* [What you should do]:
Print the listing as it stands, omitting all images.

□ □ □ □ □

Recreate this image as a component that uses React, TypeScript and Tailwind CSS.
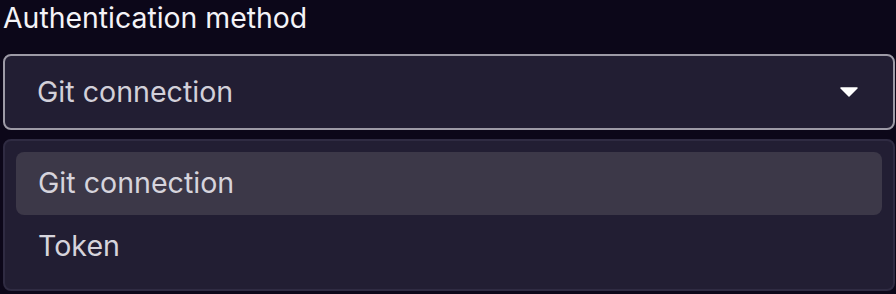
import React from 'react';

const App = () => {
    return (
        <div
            className="w-[896px] h-[294px] overflow-hidden bg-[#0c0719] pl-[3px] pr-[1px] pt-[1px]"
            style={{ fontFamily: 'Inter, "Noto Sans", sans-serif' }}
        >
            <label className="block text-[28.4px] leading-[34px] text-[#f4f3f7]">Authentication method</label>
            <div className="mt-[19px] flex h-[76px] items-center justify-between rounded-[8px] border-2 border-[#9d9aa6] bg-[#221e33] pl-[32px] pr-[35px]">
                <span className="text-[28.6px] text-[#d2d0d9]">Git connection</span>
                <svg width="18" height="10" viewBox="0 0 18 10">
                    <path d="M1 1 L17 1 L9 9 Z" fill="#ffffff" stroke="#ffffff" strokeWidth="1.5" strokeLinejoin="round" />
                </svg>
            </div>
            <div className="mt-[9px] rounded-[8px] border-2 border-[#2f2b42] bg-[#221e33] p-[11px]">
                <div className="flex h-[63px] items-center rounded-[8px] bg-[#3c3848] px-[22px] text-[28.6px] text-[#d6d4dc]">
                    Git connection
                </div>
                <div className="flex h-[63px] items-center px-[22px] text-[28.6px] text-[#d6d4dc]">Token</div>
            </div>
        </div>
    );
};

export default App;
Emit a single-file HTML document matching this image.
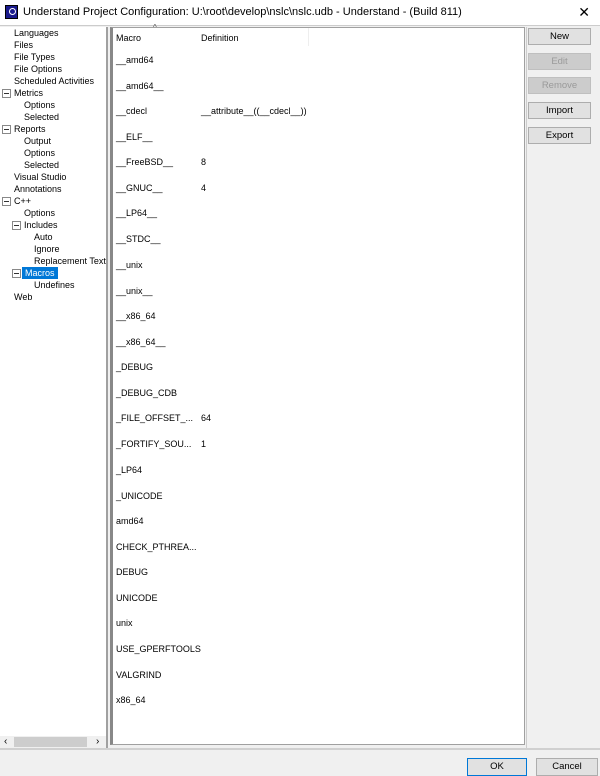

□ □ □ □ □

* [Exercise output]:
Recreate this image as a component that uses React, TypeScript and Tailwind CSS.
import React from 'react';

const App = () => {
    return (
        <div
            className="w-[896px] h-[294px] overflow-hidden bg-[#0c0719] pl-[3px] pr-[1px] pt-[1px]"
            style={{ fontFamily: 'Inter, "Noto Sans", sans-serif' }}
        >
            <label className="block text-[28.4px] leading-[34px] text-[#f4f3f7]">Authentication method</label>
            <div className="mt-[19px] flex h-[76px] items-center justify-between rounded-[8px] border-2 border-[#9d9aa6] bg-[#221e33] pl-[32px] pr-[35px]">
                <span className="text-[28.6px] text-[#d2d0d9]">Git connection</span>
                <svg width="18" height="10" viewBox="0 0 18 10">
                    <path d="M1 1 L17 1 L9 9 Z" fill="#ffffff" stroke="#ffffff" strokeWidth="1.5" strokeLinejoin="round" />
                </svg>
            </div>
            <div className="mt-[9px] rounded-[8px] border-2 border-[#2f2b42] bg-[#221e33] p-[11px]">
                <div className="flex h-[63px] items-center rounded-[8px] bg-[#3c3848] px-[22px] text-[28.6px] text-[#d6d4dc]">
                    Git connection
                </div>
                <div className="flex h-[63px] items-center px-[22px] text-[28.6px] text-[#d6d4dc]">Token</div>
            </div>
        </div>
    );
};

export default App;
Emit a single-file HTML document matching this image.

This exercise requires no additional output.